→ GIVEN PROBLEM:
Repeat all the material exactly; pictures stay out of your copy.

BEGIN DATA

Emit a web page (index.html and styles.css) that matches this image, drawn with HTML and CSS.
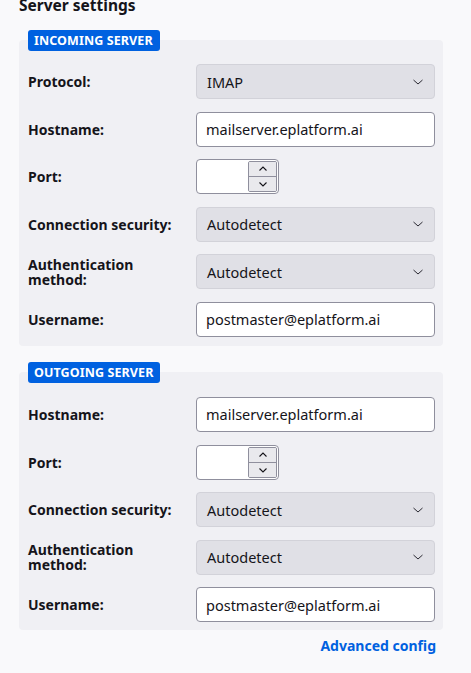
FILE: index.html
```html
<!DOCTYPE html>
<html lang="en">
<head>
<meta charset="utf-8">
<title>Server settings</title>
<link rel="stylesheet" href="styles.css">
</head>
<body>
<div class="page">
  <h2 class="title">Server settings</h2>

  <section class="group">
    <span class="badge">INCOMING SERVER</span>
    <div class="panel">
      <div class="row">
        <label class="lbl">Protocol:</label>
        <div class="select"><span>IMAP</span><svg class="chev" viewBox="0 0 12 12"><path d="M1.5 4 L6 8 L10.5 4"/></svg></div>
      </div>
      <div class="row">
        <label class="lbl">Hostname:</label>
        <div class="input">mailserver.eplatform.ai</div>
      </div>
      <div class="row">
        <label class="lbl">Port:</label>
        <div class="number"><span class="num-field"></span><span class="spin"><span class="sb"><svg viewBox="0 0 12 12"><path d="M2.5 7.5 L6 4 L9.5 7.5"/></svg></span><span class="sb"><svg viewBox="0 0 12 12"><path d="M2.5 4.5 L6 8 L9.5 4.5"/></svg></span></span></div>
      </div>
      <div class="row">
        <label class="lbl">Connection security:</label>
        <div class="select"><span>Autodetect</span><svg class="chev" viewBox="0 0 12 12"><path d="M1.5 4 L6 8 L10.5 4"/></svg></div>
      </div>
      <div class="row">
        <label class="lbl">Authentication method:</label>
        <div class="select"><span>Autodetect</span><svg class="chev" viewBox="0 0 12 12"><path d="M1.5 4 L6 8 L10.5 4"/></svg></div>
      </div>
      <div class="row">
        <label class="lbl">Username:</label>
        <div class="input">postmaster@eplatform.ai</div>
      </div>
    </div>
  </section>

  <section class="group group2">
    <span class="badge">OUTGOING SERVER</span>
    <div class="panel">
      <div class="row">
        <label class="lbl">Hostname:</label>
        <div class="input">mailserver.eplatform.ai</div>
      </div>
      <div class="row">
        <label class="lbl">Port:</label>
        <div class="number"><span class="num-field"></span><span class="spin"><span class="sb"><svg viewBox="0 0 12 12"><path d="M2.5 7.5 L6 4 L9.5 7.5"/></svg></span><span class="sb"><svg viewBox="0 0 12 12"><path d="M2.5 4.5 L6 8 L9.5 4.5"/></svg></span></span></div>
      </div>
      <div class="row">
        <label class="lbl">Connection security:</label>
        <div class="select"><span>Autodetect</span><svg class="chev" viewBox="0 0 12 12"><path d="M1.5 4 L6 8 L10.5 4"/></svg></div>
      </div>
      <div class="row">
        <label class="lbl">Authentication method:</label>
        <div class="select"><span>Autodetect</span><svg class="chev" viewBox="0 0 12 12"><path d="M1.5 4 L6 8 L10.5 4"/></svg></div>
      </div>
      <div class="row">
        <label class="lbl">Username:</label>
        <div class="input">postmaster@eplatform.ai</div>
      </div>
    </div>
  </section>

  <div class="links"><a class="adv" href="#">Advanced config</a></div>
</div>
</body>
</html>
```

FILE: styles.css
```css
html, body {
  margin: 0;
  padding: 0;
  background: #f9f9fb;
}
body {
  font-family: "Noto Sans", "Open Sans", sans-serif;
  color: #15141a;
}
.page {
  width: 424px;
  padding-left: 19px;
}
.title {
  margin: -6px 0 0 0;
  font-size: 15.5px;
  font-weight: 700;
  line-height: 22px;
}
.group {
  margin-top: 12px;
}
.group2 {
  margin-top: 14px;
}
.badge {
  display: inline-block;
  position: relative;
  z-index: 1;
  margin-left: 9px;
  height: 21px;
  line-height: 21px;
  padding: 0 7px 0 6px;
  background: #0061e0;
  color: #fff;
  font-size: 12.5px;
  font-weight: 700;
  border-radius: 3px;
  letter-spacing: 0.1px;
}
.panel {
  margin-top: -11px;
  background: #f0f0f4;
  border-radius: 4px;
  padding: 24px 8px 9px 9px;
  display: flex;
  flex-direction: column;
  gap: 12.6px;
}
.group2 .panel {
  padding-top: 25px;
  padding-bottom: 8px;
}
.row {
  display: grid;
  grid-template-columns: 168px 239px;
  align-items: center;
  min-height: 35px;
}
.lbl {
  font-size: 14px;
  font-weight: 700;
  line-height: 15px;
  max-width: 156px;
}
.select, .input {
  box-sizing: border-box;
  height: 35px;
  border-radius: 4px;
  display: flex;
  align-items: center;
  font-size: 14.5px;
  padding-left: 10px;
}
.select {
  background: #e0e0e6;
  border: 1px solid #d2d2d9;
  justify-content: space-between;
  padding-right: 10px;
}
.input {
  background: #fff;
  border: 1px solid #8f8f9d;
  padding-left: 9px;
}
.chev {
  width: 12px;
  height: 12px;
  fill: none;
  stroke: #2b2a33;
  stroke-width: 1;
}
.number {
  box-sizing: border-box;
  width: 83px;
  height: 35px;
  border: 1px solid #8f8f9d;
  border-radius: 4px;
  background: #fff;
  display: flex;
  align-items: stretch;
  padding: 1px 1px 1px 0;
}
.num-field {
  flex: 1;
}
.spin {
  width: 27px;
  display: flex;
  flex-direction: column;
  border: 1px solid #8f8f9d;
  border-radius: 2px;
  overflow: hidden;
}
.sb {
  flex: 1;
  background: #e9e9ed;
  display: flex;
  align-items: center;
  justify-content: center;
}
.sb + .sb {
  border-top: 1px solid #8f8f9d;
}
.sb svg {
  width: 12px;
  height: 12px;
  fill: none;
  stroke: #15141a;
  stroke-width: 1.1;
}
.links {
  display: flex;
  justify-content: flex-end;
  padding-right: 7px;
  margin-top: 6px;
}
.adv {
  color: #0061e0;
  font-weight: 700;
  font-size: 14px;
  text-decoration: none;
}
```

END DATA

→ EXPECTED OUTPUT:
Emit a web page (index.html and styles.css) that matches this image, drawn with HTML and CSS.
FILE: index.html
```html
<!DOCTYPE html>
<html lang="en">
<head>
<meta charset="utf-8">
<title>Server settings</title>
<link rel="stylesheet" href="styles.css">
</head>
<body>
<div class="page">
  <h2 class="title">Server settings</h2>

  <section class="group">
    <span class="badge">INCOMING SERVER</span>
    <div class="panel">
      <div class="row">
        <label class="lbl">Protocol:</label>
        <div class="select"><span>IMAP</span><svg class="chev" viewBox="0 0 12 12"><path d="M1.5 4 L6 8 L10.5 4"/></svg></div>
      </div>
      <div class="row">
        <label class="lbl">Hostname:</label>
        <div class="input">mailserver.eplatform.ai</div>
      </div>
      <div class="row">
        <label class="lbl">Port:</label>
        <div class="number"><span class="num-field"></span><span class="spin"><span class="sb"><svg viewBox="0 0 12 12"><path d="M2.5 7.5 L6 4 L9.5 7.5"/></svg></span><span class="sb"><svg viewBox="0 0 12 12"><path d="M2.5 4.5 L6 8 L9.5 4.5"/></svg></span></span></div>
      </div>
      <div class="row">
        <label class="lbl">Connection security:</label>
        <div class="select"><span>Autodetect</span><svg class="chev" viewBox="0 0 12 12"><path d="M1.5 4 L6 8 L10.5 4"/></svg></div>
      </div>
      <div class="row">
        <label class="lbl">Authentication method:</label>
        <div class="select"><span>Autodetect</span><svg class="chev" viewBox="0 0 12 12"><path d="M1.5 4 L6 8 L10.5 4"/></svg></div>
      </div>
      <div class="row">
        <label class="lbl">Username:</label>
        <div class="input">postmaster@eplatform.ai</div>
      </div>
    </div>
  </section>

  <section class="group group2">
    <span class="badge">OUTGOING SERVER</span>
    <div class="panel">
      <div class="row">
        <label class="lbl">Hostname:</label>
        <div class="input">mailserver.eplatform.ai</div>
      </div>
      <div class="row">
        <label class="lbl">Port:</label>
        <div class="number"><span class="num-field"></span><span class="spin"><span class="sb"><svg viewBox="0 0 12 12"><path d="M2.5 7.5 L6 4 L9.5 7.5"/></svg></span><span class="sb"><svg viewBox="0 0 12 12"><path d="M2.5 4.5 L6 8 L9.5 4.5"/></svg></span></span></div>
      </div>
      <div class="row">
        <label class="lbl">Connection security:</label>
        <div class="select"><span>Autodetect</span><svg class="chev" viewBox="0 0 12 12"><path d="M1.5 4 L6 8 L10.5 4"/></svg></div>
      </div>
      <div class="row">
        <label class="lbl">Authentication method:</label>
        <div class="select"><span>Autodetect</span><svg class="chev" viewBox="0 0 12 12"><path d="M1.5 4 L6 8 L10.5 4"/></svg></div>
      </div>
      <div class="row">
        <label class="lbl">Username:</label>
        <div class="input">postmaster@eplatform.ai</div>
      </div>
    </div>
  </section>

  <div class="links"><a class="adv" href="#">Advanced config</a></div>
</div>
</body>
</html>
```

FILE: styles.css
```css
html, body {
  margin: 0;
  padding: 0;
  background: #f9f9fb;
}
body {
  font-family: "Noto Sans", "Open Sans", sans-serif;
  color: #15141a;
}
.page {
  width: 424px;
  padding-left: 19px;
}
.title {
  margin: -6px 0 0 0;
  font-size: 15.5px;
  font-weight: 700;
  line-height: 22px;
}
.group {
  margin-top: 12px;
}
.group2 {
  margin-top: 14px;
}
.badge {
  display: inline-block;
  position: relative;
  z-index: 1;
  margin-left: 9px;
  height: 21px;
  line-height: 21px;
  padding: 0 7px 0 6px;
  background: #0061e0;
  color: #fff;
  font-size: 12.5px;
  font-weight: 700;
  border-radius: 3px;
  letter-spacing: 0.1px;
}
.panel {
  margin-top: -11px;
  background: #f0f0f4;
  border-radius: 4px;
  padding: 24px 8px 9px 9px;
  display: flex;
  flex-direction: column;
  gap: 12.6px;
}
.group2 .panel {
  padding-top: 25px;
  padding-bottom: 8px;
}
.row {
  display: grid;
  grid-template-columns: 168px 239px;
  align-items: center;
  min-height: 35px;
}
.lbl {
  font-size: 14px;
  font-weight: 700;
  line-height: 15px;
  max-width: 156px;
}
.select, .input {
  box-sizing: border-box;
  height: 35px;
  border-radius: 4px;
  display: flex;
  align-items: center;
  font-size: 14.5px;
  padding-left: 10px;
}
.select {
  background: #e0e0e6;
  border: 1px solid #d2d2d9;
  justify-content: space-between;
  padding-right: 10px;
}
.input {
  background: #fff;
  border: 1px solid #8f8f9d;
  padding-left: 9px;
}
.chev {
  width: 12px;
  height: 12px;
  fill: none;
  stroke: #2b2a33;
  stroke-width: 1;
}
.number {
  box-sizing: border-box;
  width: 83px;
  height: 35px;
  border: 1px solid #8f8f9d;
  border-radius: 4px;
  background: #fff;
  display: flex;
  align-items: stretch;
  padding: 1px 1px 1px 0;
}
.num-field {
  flex: 1;
}
.spin {
  width: 27px;
  display: flex;
  flex-direction: column;
  border: 1px solid #8f8f9d;
  border-radius: 2px;
  overflow: hidden;
}
.sb {
  flex: 1;
  background: #e9e9ed;
  display: flex;
  align-items: center;
  justify-content: center;
}
.sb + .sb {
  border-top: 1px solid #8f8f9d;
}
.sb svg {
  width: 12px;
  height: 12px;
  fill: none;
  stroke: #15141a;
  stroke-width: 1.1;
}
.links {
  display: flex;
  justify-content: flex-end;
  padding-right: 7px;
  margin-top: 6px;
}
.adv {
  color: #0061e0;
  font-weight: 700;
  font-size: 14px;
  text-decoration: none;
}
```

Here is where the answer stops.